When Abortion Is an Economic Necessity

A new study puts another face on women’s reproductive decision-making during an economic downturn. It indicates that low-income women increasingly are being forced to “choose” abortions out of economic need.

Conducted by independent researcher Robin H. Pugh Yi, Ph.D., president of Akeso Consulting in Vienna, Virginia, the study is called Abortionomics: When Choice Is a Necessity, The Impact of Recession on Abortion. The analysis was commissioned by Merle Hoffman, founder and president of Choices Women’s Medical Center.

On one hand, it seems obvious: When the economy dips, it’s harder for people to raise a family. But this living reality, borne out in the report’s data, remains outside today’s heated political debates about abortion and birth control. As a result, too many politicians seem oblivious to the consequences of unwanted pregnancies and, when carried to term, the resulting births that impose difficult, if not impossible, financial burdens on already strapped mothers and families.

The new report had three key findings. First, as the economic downturn continued, birth rates fell and the demand for contraceptive services, including vasectomies, increased.

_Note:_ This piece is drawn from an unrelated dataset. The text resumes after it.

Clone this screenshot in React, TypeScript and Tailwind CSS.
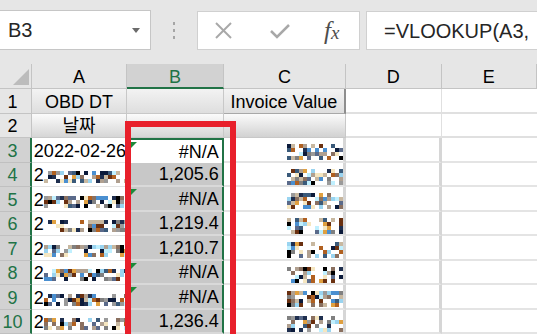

Second, as economic factors forced cutbacks in social services, low-income women faced greater difficulties in getting safe and affordable birth control.

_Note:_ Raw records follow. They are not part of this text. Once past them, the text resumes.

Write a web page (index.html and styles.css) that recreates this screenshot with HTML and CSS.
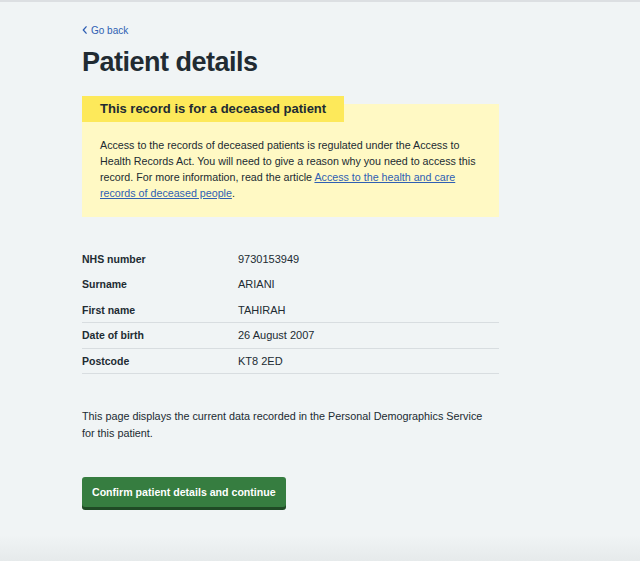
FILE: index.html
```html
<!DOCTYPE html>
<html lang="en">
<head>
<meta charset="utf-8">
<title>Patient details</title>
<link rel="stylesheet" href="styles.css">
</head>
<body>
<div class="page">
  <main class="container">
    <a class="back-link" href="#">
      <svg class="back-chevron" viewBox="0 0 6 10" width="5" height="8" aria-hidden="true"><path d="M5 1 L1.5 5 L5 9" fill="none" stroke="currentColor" stroke-width="1.6" stroke-linecap="round" stroke-linejoin="round"/></svg>
      <span>Go back</span>
    </a>
    <h1 class="heading">Patient details</h1>

    <div class="callout">
      <h2 class="callout-label">This record is for a deceased patient</h2>
      <p class="callout-text">Access to the records of deceased patients is regulated under the Access to Health Records Act. You will need to give a reason why you need to access this record. For more information, read the article <a class="link" href="#">Access to the health and care records of deceased people</a>.</p>
    </div>

    <dl class="summary">
      <div class="summary-row no-border"><dt>NHS number</dt><dd>9730153949</dd></div>
      <div class="summary-row no-border"><dt>Surname</dt><dd>ARIANI</dd></div>
      <div class="summary-row"><dt>First name</dt><dd>TAHIRAH</dd></div>
      <div class="summary-row"><dt>Date of birth</dt><dd>26 August 2007</dd></div>
      <div class="summary-row"><dt>Postcode</dt><dd>KT8 2ED</dd></div>
    </dl>

    <p class="info">This page displays the current data recorded in the Personal Demographics Service for this patient.</p>

    <button class="button" type="button">Confirm patient details and continue</button>
  </main>
  <div class="footer-shade"></div>
</div>
</body>
</html>
```

FILE: styles.css
```css
html, body {
  margin: 0;
  padding: 0;
}
body {
  background: #f0f4f5;
  font-family: "Liberation Sans", Arial, sans-serif;
  color: #212b32;
  border-top: 2px solid #dcdfe2;
}
.page {
  min-height: 559px;
  display: flex;
  flex-direction: column;
}
.container {
  flex: 1;
  width: 417px;
  padding: 21px 0 0 82px;
}
.back-link {
  display: flex;
  align-items: center;
  gap: 4px;
  height: 14px;
  font-size: 10px;
  color: #2f5fb3;
  text-decoration: none;
}
.back-chevron {
  display: block;
}
.heading {
  margin: 8px 0 0;
  font-size: 27px;
  line-height: 34px;
  font-weight: 700;
  letter-spacing: -0.5px;
}
.callout {
  display: flow-root;
  margin-top: 25px;
  background: #fff9c4;
  padding: 0 18px 16px;
}
.callout-label {
  width: fit-content;
  margin: -8px 0 0 -18px;
  padding: 0 18px;
  height: 26px;
  line-height: 26px;
  background: #fde95a;
  font-size: 13px;
  font-weight: 700;
}
.callout-text {
  margin: 15px 0 0;
  font-size: 10.7px;
  line-height: 16px;
}
.link {
  color: #2f5fb3;
  text-decoration: underline;
}
.summary {
  margin: 29.5px 0 0;
}
.summary-row {
  display: grid;
  grid-template-columns: 156px 1fr;
  padding: 6px 0;
  line-height: 12.5px;
  font-size: 10.5px;
  border-bottom: 1px solid #d8dde0;
}
.summary-row.no-border {
  border-bottom-color: transparent;
}
.summary-row dt {
  font-weight: 700;
}
.summary-row dd {
  margin: 0;
  font-size: 11px;
}
.info {
  margin: 34px 0 0;
  max-width: 412px;
  font-size: 10.8px;
  line-height: 17px;
}
.button {
  margin-top: 35px;
  display: block;
  height: 30px;
  padding: 0 10px;
  background: #367d40;
  border: 0;
  border-radius: 3px;
  box-shadow: 0 3px 0 #1f4a25;
  color: #ffffff;
  font-family: inherit;
  font-size: 10.6px;
  font-weight: 700;
}
.footer-shade {
  height: 26px;
  background: linear-gradient(rgba(220, 226, 228, 0), #e6eaeb);
}
```
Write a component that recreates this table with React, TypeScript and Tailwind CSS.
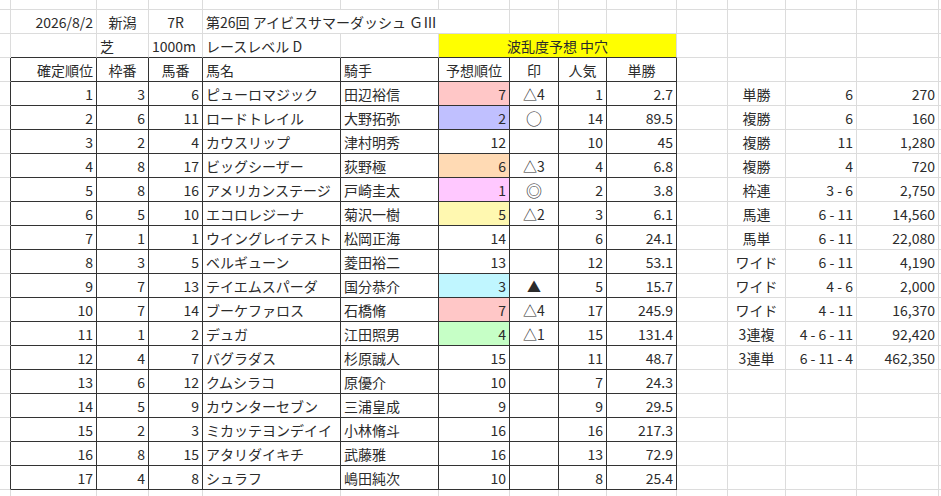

Third, faced with these difficulties, more low-income women were choosing abortion. The report cites findings from the well-regarded Guttmacher Institute, showing that in 2008–the last year for which national figures are available–69 percent of women having abortions were living at incomes lower than 200 percent of the federal poverty line, compared to 35 percent of women in the general population. In addition, 42 percent of abortion patients lived below the federal poverty line in 2008 compared to 27 percent in 2000.

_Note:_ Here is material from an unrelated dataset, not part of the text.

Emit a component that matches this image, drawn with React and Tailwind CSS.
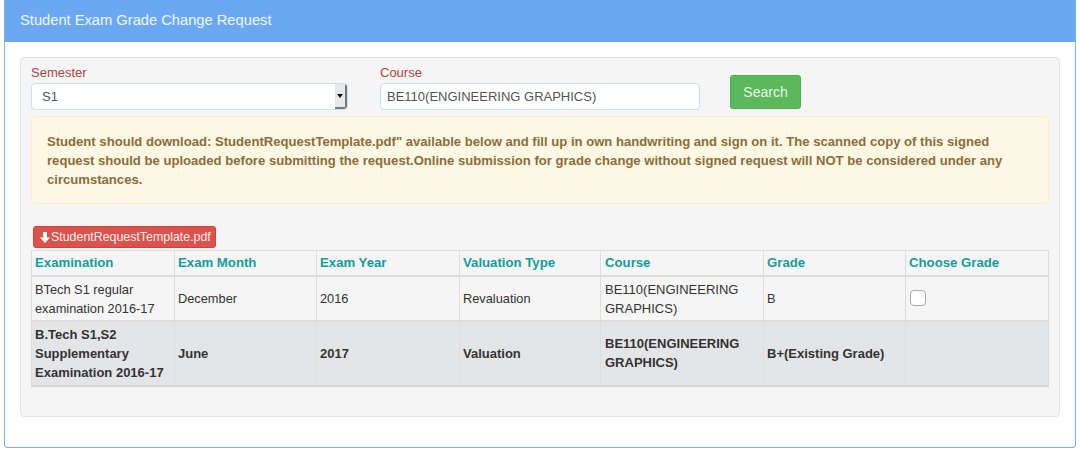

The new report also draws upon the experience of local providers and non-profits that assist low income women to show the rise in abortion demand during today’s economically-pressured times. It notes, for example, that Oakland’s ACCESS, which serves only low-income clients, reported that 60 percent of all calls received in 2008 were from women seeking abortions; in 2009, the number increased to 72 percent of all calls.

The National Network of Abortion Funds, an organization that provides financial support for women who cannot afford the cost of an abortion, reported that calls to its helpline nearly quadrupled from 2008 and 2009.

Finally, at Choices Women’s Medical Center in New York City, demand for abortion services increased four percent from 2008 to 2009, while the number of economically disadvantaged women requesting abortions increased by eight percent in that same time period.

The report concludes:

Given the consistent findings that economics are a critical component in choices regarding abortion, the most effective approach to decreasing abortion rates will involve increased access to comprehensive health care and expanding opportunities for employment and economic stability.

Barring this, as the economy declines, demand for abortion can be expected to increase. Available data suggest that demand is increasing and access is declining. Many women report that they believe economics would force them to choose abortion, regardless of whether it is legal.

Roe v. Wade resulted in a dramatic 90 percent reduction of abortion-related deaths between 1965 and 1975, with the low rate remaining stable since. The combination of a declining economy, decreased access to preventive birth control, and diminished access to safe and legal abortion services could well lead to a reversal of this trend. Responsible decision-making regarding health care, abortion, and economic policy must consider how these issues ultimately will impact the reproductive choices, including abortion–legal or not–that individuals must make.

Read the full report here.

Excerpted from On the Issues magazine; read the rest here.

Photo from Flickr user alexandralee under Creative Commons 3.0.

Comments

  1. I’m not surprised– I just finished paying off my pregnancy and the birth of my son. For a relatively low-key and uncomplicated gestation and birth, it was almost $38,000 before insurance coverage, and I still ended up paying almost $4k out of pocket. what enabled me to pay off our baby bills was our tax return (that got a big bump from having a baby). For a party that advocates fiscal responsibility, the Republicans certainly seem to avoid looking at the economic realities of pregnancy and child-raising.

    • They deny all reality, just *especially that of women and children.* All this hand-wringing about the “precious gift” (nod to Margaret Atwood) of a fertilized egg is still just more denial…
      I don’t see how it is acceptable or even legal that men, who will never experience pregnancy or childbirth, can have *any* say over women’s reproductive options and/or care. It just boggles the mind.